Newton's first law of motion says that at object at rest tends to stay at rest until acted upon by an outside force - like an alarm clock.
In case you missed it, a group of napping advocates, called the National Association of Friends of the Siesta, hosted a nine-day competition in Madrid, Spain, this October to see who could make the most of a 20-minute nap.
The contest was organized to revitalize the tradition of taking an afternoon siesta - a tradition that is dying out in Spain. Taking afternoon naps is not an uncommon practice around the world, but thanks to today's 24-hour-a-day, 7-day-a-week work lifestyle, fewer people are given the opportunity for a nap.
A 62-year old Ecuadoran man, named Pedro Soria Lopez, beat out 359 other contestants to take home the prize - $1400!!!

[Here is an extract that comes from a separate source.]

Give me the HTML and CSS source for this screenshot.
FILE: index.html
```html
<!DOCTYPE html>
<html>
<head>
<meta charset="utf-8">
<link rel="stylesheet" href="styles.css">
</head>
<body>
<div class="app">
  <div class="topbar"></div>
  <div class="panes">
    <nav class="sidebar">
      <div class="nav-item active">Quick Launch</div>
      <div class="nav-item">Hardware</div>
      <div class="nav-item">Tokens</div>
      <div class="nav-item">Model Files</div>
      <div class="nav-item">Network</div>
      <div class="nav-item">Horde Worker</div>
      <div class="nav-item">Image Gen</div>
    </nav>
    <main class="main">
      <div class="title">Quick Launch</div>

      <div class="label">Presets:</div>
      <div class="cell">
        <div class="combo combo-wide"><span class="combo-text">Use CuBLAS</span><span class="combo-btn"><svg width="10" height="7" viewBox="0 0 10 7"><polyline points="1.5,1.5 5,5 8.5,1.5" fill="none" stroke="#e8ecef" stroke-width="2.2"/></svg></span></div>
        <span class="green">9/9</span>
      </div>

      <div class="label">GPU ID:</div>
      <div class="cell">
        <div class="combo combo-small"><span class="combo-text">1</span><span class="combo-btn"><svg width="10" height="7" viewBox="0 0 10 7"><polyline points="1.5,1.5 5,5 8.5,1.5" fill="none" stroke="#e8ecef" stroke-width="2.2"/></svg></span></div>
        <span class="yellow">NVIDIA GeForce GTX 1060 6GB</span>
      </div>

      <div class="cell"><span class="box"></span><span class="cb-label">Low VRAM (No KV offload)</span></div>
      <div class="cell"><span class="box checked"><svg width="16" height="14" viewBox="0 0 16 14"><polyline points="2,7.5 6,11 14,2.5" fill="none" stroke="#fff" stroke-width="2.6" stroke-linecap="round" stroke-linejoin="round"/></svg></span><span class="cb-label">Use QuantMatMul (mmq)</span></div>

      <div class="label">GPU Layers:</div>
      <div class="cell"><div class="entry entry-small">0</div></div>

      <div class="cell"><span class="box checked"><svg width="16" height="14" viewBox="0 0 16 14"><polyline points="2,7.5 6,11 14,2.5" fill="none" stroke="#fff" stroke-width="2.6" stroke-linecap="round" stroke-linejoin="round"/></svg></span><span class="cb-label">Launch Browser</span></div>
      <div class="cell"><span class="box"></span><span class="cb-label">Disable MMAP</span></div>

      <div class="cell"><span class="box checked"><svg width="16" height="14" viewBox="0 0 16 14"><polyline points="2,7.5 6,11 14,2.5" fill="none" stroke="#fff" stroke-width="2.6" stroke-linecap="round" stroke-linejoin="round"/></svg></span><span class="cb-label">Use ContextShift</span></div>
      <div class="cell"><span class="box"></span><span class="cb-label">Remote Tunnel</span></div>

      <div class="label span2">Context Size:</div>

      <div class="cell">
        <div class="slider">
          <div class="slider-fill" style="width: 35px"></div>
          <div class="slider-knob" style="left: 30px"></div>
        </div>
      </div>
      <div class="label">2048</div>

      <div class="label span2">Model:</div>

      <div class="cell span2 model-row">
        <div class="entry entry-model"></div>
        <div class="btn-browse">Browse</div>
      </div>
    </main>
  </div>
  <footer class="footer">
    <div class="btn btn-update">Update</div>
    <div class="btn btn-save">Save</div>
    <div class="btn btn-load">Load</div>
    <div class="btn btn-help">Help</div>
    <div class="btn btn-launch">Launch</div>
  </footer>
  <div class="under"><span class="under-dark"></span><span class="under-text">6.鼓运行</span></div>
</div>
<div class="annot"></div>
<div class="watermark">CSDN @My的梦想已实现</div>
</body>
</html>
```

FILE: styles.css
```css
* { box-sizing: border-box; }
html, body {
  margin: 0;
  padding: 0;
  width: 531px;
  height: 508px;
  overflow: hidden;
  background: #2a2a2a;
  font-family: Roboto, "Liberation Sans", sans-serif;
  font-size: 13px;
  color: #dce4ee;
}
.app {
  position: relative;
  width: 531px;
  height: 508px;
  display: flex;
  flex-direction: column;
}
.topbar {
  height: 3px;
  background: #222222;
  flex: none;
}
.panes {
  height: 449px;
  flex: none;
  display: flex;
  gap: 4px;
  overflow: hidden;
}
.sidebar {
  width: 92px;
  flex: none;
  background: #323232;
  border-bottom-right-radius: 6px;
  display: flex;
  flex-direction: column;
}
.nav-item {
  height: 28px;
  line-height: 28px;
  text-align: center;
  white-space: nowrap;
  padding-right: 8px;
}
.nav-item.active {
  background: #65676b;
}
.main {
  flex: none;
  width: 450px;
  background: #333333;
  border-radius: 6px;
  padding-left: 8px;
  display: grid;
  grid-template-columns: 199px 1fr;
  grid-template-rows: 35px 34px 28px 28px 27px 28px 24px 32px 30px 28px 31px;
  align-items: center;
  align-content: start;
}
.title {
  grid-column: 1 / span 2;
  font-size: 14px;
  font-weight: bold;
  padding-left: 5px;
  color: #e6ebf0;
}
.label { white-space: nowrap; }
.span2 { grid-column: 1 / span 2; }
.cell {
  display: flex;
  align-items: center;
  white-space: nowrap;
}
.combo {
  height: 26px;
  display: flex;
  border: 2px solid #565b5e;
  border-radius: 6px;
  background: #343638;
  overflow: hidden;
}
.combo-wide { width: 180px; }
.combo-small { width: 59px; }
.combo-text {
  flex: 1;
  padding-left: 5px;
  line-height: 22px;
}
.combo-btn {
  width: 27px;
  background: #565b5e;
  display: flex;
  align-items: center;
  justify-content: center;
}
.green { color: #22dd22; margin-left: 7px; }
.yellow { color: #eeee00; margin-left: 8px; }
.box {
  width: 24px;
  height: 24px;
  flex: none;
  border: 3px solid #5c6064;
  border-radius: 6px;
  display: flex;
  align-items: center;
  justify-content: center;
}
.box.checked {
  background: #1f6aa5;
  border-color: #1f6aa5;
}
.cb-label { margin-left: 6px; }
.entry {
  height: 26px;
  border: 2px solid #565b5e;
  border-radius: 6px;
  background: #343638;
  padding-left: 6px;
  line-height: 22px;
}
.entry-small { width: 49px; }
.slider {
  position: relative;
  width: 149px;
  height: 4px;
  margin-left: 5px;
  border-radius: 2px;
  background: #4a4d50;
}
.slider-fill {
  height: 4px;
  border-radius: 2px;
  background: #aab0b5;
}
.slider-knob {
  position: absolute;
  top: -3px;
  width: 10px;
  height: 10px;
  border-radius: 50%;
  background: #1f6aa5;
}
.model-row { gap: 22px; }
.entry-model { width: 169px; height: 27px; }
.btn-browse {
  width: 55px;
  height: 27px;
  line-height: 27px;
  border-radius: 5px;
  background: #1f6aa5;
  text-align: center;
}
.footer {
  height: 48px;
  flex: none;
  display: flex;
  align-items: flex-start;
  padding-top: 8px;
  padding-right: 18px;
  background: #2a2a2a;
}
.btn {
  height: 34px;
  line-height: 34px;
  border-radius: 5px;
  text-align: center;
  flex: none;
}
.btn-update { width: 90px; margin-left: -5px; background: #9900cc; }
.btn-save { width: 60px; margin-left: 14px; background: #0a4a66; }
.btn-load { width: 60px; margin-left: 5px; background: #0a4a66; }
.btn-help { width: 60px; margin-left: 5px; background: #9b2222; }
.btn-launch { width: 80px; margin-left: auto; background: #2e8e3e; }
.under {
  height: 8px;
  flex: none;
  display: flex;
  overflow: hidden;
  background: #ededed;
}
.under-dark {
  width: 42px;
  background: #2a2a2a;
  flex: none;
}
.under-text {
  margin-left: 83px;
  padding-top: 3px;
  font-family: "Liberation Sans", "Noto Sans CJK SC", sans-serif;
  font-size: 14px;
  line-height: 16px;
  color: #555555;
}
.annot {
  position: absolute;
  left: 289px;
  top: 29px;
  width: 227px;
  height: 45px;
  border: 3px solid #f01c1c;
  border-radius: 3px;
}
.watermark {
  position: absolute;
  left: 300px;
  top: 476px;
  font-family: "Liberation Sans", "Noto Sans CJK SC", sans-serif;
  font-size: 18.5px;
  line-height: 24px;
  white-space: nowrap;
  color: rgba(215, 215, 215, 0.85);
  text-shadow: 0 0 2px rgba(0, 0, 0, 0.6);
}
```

Lopez napped for 17 minutes. Though one of the runners-up napped for 18 minutes, Lopez scored extra points during his snooze for snoring at a peak of 70 decibels. (As loud as a vacuum cleaner!)
Contestants earned points for the amount of time they spent asleep - a maximum 20,000 points for a full 20 minutes - and also for flamboyant pajamas, unique sleeping positions (eh?) and, of course, snoring.
So, here's the Fermi problem:
Nearly 30 percent of the contestants actually fell asleep during the contest. Knowing that, how much energy did they conserve by sleeping and not working during the contest? (Math hint: Keep in mind that the Calories we see on our food labels are actually kilocalories.)